Given exercise:
Quote the whole listing exactly. Leave the pictures out of your copy.

-------- Data excerpt

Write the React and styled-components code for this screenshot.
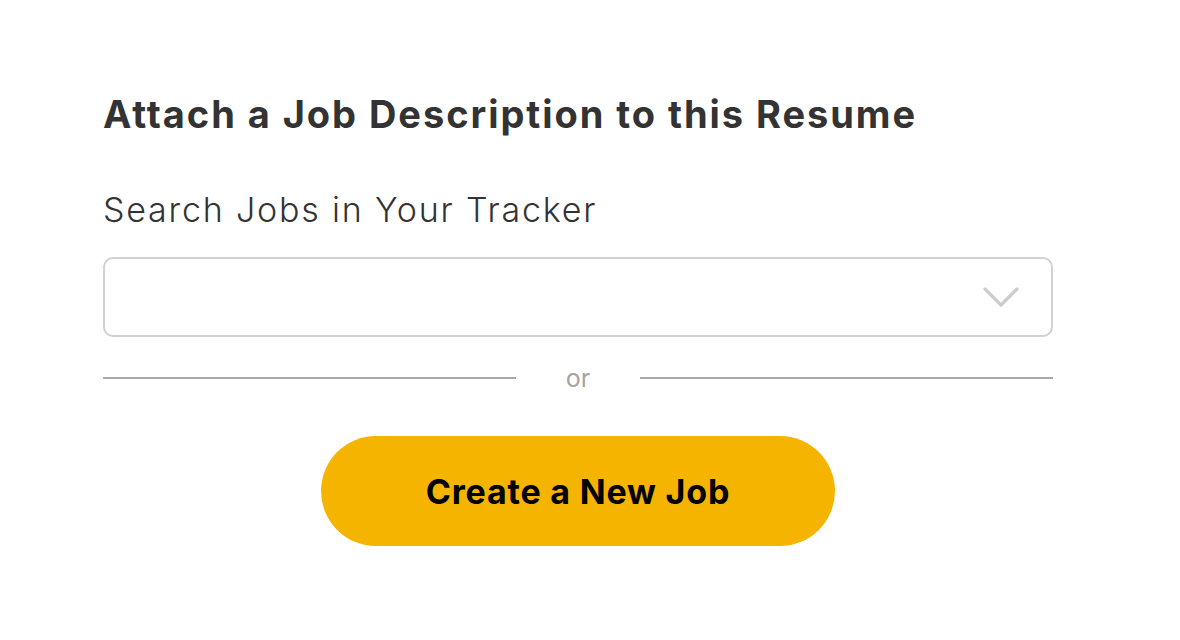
import styled, { createGlobalStyle } from "styled-components";

const GlobalStyle = createGlobalStyle`
  body {
    margin: 0;
    background: #ffffff;
    font-family: Inter, "Noto Sans", sans-serif;
    color: #333333;
  }
`;

const Page = styled.div`
  width: 1180px;
  height: 640px;
  box-sizing: border-box;
  padding: 87px 0 0 103px;
`;

const Panel = styled.div`
  width: 950px;
  display: flex;
  flex-direction: column;
`;

const Title = styled.h2`
  margin: 0;
  font-size: 38px;
  line-height: 54px;
  font-weight: 700;
  color: #333333;
  letter-spacing: 1.95px;
  white-space: nowrap;
`;

const Label = styled.label`
  margin-top: 45px;
  font-size: 34px;
  line-height: 48px;
  font-weight: 300;
  color: #333333;
  letter-spacing: 1.8px;
`;

const SelectBox = styled.div`
  margin-top: 23px;
  height: 80px;
  box-sizing: border-box;
  border: 2px solid #d1d1d1;
  border-radius: 10px;
  display: flex;
  align-items: center;
  justify-content: flex-end;
  padding-right: 32px;
  color: #cccccc;
`;

const Divider = styled.div`
  margin-top: 29px;
  display: grid;
  grid-template-columns: 1fr 124px 1fr;
  align-items: center;
`;

const Rule = styled.span`
  height: 2px;
  background: #a8a8a8;
`;

const Or = styled.span`
  text-align: center;
  font-size: 25px;
  line-height: 24px;
  font-weight: 400;
  color: #a3a3a3;
`;

const Actions = styled.div`
  margin-top: 46px;
  display: flex;
  justify-content: center;
`;

const CreateButton = styled.button`
  width: 514px;
  height: 110px;
  border: none;
  border-radius: 55px;
  background: #f5b400;
  color: #000000;
  font-family: Inter, "Noto Sans", sans-serif;
  font-size: 34px;
  font-weight: 700;
  letter-spacing: 0.8px;
  cursor: pointer;
`;

function Chevron() {
  return (
    <svg width="36" height="22" viewBox="0 0 36 22" fill="none">
      <path
        d="M2 3 L18 19 L34 3"
        stroke="currentColor"
        strokeWidth="3.2"
        strokeLinecap="round"
        strokeLinejoin="round"
      />
    </svg>
  );
}

export default function App() {
  return (
    <>
      <GlobalStyle />
      <Page>
        <Panel>
          <Title>Attach a Job Description to this Resume</Title>
          <Label>Search Jobs in Your Tracker</Label>
          <SelectBox>
            <Chevron />
          </SelectBox>
          <Divider>
            <Rule />
            <Or>or</Or>
            <Rule />
          </Divider>
          <Actions>
            <CreateButton type="button">Create a New Job</CreateButton>
          </Actions>
        </Panel>
      </Page>
    </>
  );
}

----------------

Output:
Write the React and styled-components code for this screenshot.
import styled, { createGlobalStyle } from "styled-components";

const GlobalStyle = createGlobalStyle`
  body {
    margin: 0;
    background: #ffffff;
    font-family: Inter, "Noto Sans", sans-serif;
    color: #333333;
  }
`;

const Page = styled.div`
  width: 1180px;
  height: 640px;
  box-sizing: border-box;
  padding: 87px 0 0 103px;
`;

const Panel = styled.div`
  width: 950px;
  display: flex;
  flex-direction: column;
`;

const Title = styled.h2`
  margin: 0;
  font-size: 38px;
  line-height: 54px;
  font-weight: 700;
  color: #333333;
  letter-spacing: 1.95px;
  white-space: nowrap;
`;

const Label = styled.label`
  margin-top: 45px;
  font-size: 34px;
  line-height: 48px;
  font-weight: 300;
  color: #333333;
  letter-spacing: 1.8px;
`;

const SelectBox = styled.div`
  margin-top: 23px;
  height: 80px;
  box-sizing: border-box;
  border: 2px solid #d1d1d1;
  border-radius: 10px;
  display: flex;
  align-items: center;
  justify-content: flex-end;
  padding-right: 32px;
  color: #cccccc;
`;

const Divider = styled.div`
  margin-top: 29px;
  display: grid;
  grid-template-columns: 1fr 124px 1fr;
  align-items: center;
`;

const Rule = styled.span`
  height: 2px;
  background: #a8a8a8;
`;

const Or = styled.span`
  text-align: center;
  font-size: 25px;
  line-height: 24px;
  font-weight: 400;
  color: #a3a3a3;
`;

const Actions = styled.div`
  margin-top: 46px;
  display: flex;
  justify-content: center;
`;

const CreateButton = styled.button`
  width: 514px;
  height: 110px;
  border: none;
  border-radius: 55px;
  background: #f5b400;
  color: #000000;
  font-family: Inter, "Noto Sans", sans-serif;
  font-size: 34px;
  font-weight: 700;
  letter-spacing: 0.8px;
  cursor: pointer;
`;

function Chevron() {
  return (
    <svg width="36" height="22" viewBox="0 0 36 22" fill="none">
      <path
        d="M2 3 L18 19 L34 3"
        stroke="currentColor"
        strokeWidth="3.2"
        strokeLinecap="round"
        strokeLinejoin="round"
      />
    </svg>
  );
}

export default function App() {
  return (
    <>
      <GlobalStyle />
      <Page>
        <Panel>
          <Title>Attach a Job Description to this Resume</Title>
          <Label>Search Jobs in Your Tracker</Label>
          <SelectBox>
            <Chevron />
          </SelectBox>
          <Divider>
            <Rule />
            <Or>or</Or>
            <Rule />
          </Divider>
          <Actions>
            <CreateButton type="button">Create a New Job</CreateButton>
          </Actions>
        </Panel>
      </Page>
    </>
  );
}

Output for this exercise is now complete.